[Records with interface code]
########

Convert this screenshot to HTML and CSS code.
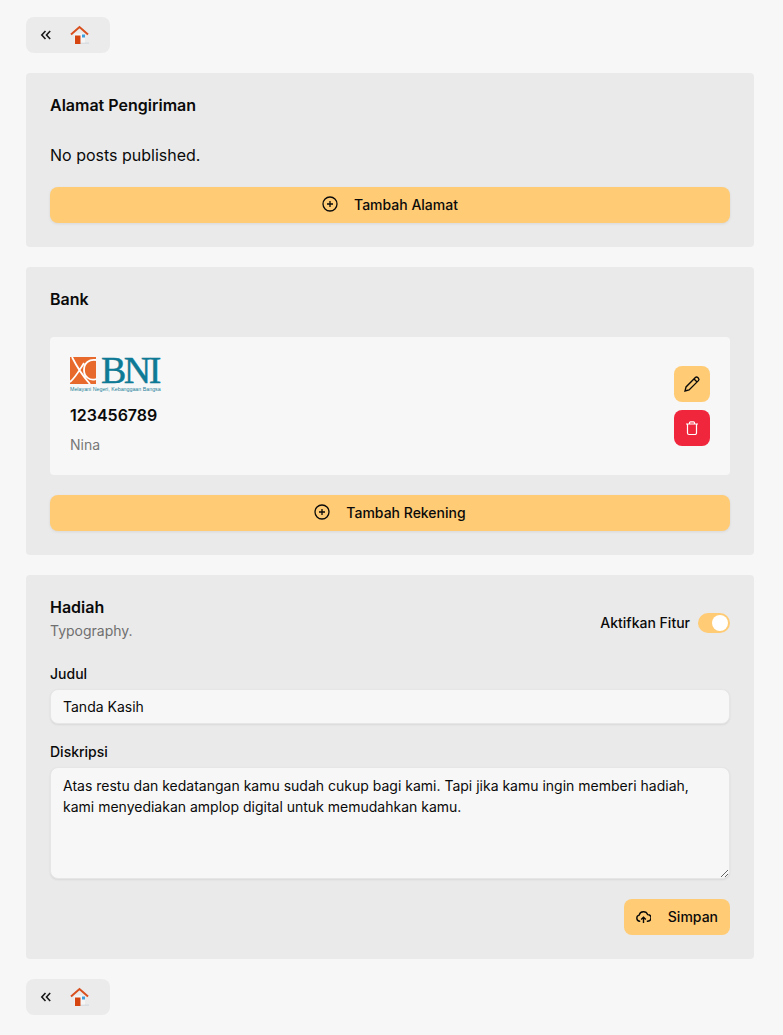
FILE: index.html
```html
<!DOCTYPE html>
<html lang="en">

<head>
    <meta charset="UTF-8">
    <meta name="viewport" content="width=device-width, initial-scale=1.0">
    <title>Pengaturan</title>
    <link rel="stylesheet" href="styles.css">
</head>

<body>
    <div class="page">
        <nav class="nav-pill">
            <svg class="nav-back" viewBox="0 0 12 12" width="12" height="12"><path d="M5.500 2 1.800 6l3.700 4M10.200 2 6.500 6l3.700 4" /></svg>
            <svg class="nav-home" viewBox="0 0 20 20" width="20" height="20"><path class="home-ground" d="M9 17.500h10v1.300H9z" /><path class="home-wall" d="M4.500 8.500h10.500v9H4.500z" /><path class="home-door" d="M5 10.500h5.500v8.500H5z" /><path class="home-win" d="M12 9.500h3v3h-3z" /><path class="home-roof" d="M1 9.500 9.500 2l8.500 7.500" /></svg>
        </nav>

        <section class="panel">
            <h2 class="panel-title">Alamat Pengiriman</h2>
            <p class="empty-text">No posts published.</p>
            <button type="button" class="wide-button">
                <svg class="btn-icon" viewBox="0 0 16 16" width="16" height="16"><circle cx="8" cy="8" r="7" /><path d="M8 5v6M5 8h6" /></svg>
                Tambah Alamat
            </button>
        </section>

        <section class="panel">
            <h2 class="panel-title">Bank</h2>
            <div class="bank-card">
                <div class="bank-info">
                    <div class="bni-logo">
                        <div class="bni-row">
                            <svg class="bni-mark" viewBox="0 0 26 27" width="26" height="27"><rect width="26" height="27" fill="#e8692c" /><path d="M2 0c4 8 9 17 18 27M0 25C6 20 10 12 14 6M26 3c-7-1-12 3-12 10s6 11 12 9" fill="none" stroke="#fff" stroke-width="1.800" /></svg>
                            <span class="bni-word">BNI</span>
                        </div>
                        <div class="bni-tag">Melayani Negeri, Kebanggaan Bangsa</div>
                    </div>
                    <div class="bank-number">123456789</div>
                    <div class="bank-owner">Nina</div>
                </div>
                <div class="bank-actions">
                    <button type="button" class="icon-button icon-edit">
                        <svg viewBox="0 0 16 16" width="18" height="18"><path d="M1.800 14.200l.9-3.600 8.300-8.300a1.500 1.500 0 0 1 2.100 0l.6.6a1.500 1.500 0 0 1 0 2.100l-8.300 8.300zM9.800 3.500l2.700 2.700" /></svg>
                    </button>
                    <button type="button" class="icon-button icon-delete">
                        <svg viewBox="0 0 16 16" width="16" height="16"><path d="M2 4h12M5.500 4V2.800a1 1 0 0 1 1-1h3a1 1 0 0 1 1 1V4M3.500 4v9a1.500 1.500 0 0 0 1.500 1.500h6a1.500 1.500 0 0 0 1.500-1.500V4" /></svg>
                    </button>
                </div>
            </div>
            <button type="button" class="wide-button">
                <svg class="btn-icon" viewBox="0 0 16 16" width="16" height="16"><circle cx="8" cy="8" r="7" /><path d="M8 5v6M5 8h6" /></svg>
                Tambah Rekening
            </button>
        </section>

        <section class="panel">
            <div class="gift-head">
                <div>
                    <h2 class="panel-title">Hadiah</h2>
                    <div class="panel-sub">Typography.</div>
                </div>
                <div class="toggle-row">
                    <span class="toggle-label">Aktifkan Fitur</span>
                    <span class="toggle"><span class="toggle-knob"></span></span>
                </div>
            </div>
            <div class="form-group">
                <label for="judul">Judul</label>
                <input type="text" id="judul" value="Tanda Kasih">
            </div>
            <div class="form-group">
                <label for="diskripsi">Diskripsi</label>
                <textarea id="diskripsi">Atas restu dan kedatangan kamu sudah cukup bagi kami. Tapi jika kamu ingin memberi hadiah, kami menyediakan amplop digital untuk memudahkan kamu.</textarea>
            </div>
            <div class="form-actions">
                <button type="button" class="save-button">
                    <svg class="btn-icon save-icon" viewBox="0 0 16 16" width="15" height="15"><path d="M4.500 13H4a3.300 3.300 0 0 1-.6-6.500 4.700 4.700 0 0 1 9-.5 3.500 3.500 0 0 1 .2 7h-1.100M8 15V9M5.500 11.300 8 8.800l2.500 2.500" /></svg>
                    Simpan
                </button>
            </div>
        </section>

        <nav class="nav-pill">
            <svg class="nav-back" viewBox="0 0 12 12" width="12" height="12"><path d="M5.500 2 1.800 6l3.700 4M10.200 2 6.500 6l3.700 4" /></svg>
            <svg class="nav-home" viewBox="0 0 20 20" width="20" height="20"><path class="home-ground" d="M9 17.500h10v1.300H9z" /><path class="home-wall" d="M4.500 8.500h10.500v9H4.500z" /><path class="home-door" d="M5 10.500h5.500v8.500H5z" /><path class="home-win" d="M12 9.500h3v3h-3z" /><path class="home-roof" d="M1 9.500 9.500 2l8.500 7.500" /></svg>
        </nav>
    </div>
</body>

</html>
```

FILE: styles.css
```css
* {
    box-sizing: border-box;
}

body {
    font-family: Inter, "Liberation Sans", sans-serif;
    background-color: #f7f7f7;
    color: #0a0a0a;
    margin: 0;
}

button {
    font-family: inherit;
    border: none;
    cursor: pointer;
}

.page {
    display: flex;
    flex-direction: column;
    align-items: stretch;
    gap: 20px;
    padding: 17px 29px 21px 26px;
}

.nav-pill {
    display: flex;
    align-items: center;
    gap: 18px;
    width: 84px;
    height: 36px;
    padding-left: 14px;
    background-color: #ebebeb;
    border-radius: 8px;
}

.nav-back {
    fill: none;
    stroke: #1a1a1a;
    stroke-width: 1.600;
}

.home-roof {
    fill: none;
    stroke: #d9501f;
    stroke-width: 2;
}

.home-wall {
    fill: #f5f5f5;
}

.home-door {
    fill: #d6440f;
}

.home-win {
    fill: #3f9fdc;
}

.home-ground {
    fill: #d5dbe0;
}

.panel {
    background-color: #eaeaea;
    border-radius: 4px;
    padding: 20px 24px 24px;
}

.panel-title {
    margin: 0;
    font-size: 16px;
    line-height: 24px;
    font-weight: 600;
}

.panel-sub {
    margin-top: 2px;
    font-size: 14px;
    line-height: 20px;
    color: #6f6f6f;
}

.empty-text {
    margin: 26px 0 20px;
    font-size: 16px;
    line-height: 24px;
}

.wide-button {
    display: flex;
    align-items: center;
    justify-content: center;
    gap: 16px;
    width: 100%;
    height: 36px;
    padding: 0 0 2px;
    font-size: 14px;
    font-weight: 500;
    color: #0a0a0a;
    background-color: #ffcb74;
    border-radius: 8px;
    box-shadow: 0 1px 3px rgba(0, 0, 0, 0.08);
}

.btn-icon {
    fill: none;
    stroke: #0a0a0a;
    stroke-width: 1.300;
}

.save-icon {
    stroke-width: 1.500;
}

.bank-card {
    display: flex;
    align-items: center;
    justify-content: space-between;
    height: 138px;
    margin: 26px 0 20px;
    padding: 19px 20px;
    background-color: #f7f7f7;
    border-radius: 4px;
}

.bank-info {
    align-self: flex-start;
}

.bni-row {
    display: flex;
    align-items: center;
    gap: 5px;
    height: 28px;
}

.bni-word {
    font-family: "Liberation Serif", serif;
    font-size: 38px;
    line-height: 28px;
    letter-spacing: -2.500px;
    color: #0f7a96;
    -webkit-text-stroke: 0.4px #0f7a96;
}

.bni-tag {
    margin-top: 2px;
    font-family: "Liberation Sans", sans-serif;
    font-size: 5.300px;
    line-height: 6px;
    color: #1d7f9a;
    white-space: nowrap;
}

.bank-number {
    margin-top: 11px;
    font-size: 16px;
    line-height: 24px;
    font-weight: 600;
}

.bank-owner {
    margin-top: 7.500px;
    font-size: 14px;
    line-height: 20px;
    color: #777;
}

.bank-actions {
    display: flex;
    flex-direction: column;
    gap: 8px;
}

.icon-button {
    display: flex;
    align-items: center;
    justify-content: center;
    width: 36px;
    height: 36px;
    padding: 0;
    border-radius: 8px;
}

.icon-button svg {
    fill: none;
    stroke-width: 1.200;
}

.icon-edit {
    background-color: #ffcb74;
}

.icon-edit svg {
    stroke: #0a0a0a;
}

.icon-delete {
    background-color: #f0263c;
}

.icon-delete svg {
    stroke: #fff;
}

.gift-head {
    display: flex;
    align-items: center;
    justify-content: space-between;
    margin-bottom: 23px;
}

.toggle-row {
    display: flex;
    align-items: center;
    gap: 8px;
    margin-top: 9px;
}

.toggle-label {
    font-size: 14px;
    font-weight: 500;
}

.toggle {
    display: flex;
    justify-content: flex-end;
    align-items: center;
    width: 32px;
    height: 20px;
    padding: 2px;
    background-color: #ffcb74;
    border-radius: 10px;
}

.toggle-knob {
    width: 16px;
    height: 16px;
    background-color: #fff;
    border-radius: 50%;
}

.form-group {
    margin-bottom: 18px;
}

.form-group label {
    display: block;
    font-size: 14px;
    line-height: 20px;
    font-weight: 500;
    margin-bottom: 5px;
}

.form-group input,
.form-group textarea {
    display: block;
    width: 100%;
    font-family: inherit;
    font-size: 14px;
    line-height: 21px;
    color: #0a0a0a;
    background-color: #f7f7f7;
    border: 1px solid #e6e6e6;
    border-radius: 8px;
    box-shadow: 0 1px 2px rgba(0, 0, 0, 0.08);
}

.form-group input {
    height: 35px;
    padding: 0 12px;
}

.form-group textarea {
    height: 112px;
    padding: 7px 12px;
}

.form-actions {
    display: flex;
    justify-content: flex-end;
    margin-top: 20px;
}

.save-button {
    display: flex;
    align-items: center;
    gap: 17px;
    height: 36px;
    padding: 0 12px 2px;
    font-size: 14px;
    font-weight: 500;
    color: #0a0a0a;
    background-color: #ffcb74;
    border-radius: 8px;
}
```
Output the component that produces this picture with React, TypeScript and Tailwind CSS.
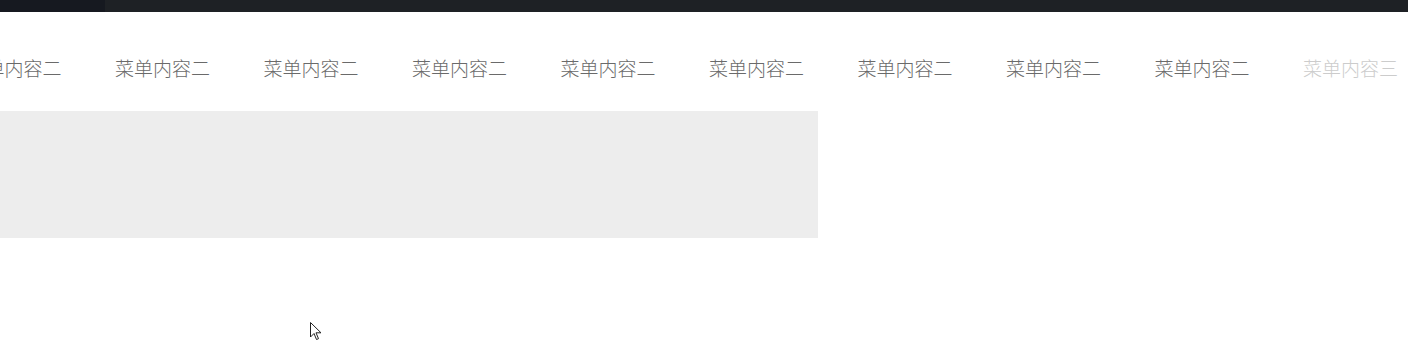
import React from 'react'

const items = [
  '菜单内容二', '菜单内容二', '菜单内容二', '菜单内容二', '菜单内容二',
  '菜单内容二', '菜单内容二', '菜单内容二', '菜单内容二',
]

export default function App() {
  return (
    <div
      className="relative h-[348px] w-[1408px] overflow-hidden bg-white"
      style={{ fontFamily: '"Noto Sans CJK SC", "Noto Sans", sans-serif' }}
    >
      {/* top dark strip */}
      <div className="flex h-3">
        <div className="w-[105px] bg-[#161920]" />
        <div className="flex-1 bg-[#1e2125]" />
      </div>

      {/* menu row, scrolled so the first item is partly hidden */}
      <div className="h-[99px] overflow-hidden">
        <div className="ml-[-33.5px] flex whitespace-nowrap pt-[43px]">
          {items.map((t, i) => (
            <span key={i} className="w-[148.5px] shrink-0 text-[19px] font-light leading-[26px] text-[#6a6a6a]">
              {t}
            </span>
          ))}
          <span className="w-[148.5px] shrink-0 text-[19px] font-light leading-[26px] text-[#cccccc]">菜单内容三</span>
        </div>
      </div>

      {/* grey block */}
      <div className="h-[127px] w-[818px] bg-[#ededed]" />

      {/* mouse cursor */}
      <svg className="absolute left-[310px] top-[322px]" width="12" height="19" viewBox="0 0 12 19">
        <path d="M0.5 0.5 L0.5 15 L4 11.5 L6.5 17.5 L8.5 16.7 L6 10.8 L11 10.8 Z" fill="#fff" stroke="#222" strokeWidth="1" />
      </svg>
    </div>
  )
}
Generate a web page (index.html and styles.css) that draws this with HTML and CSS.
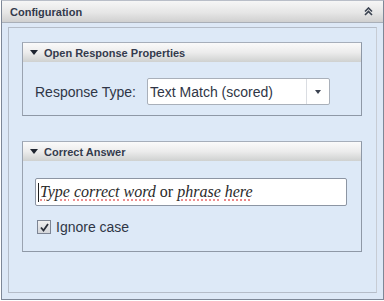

########

Stated goal: Report only the count of lines that include the string "this".

Output: 3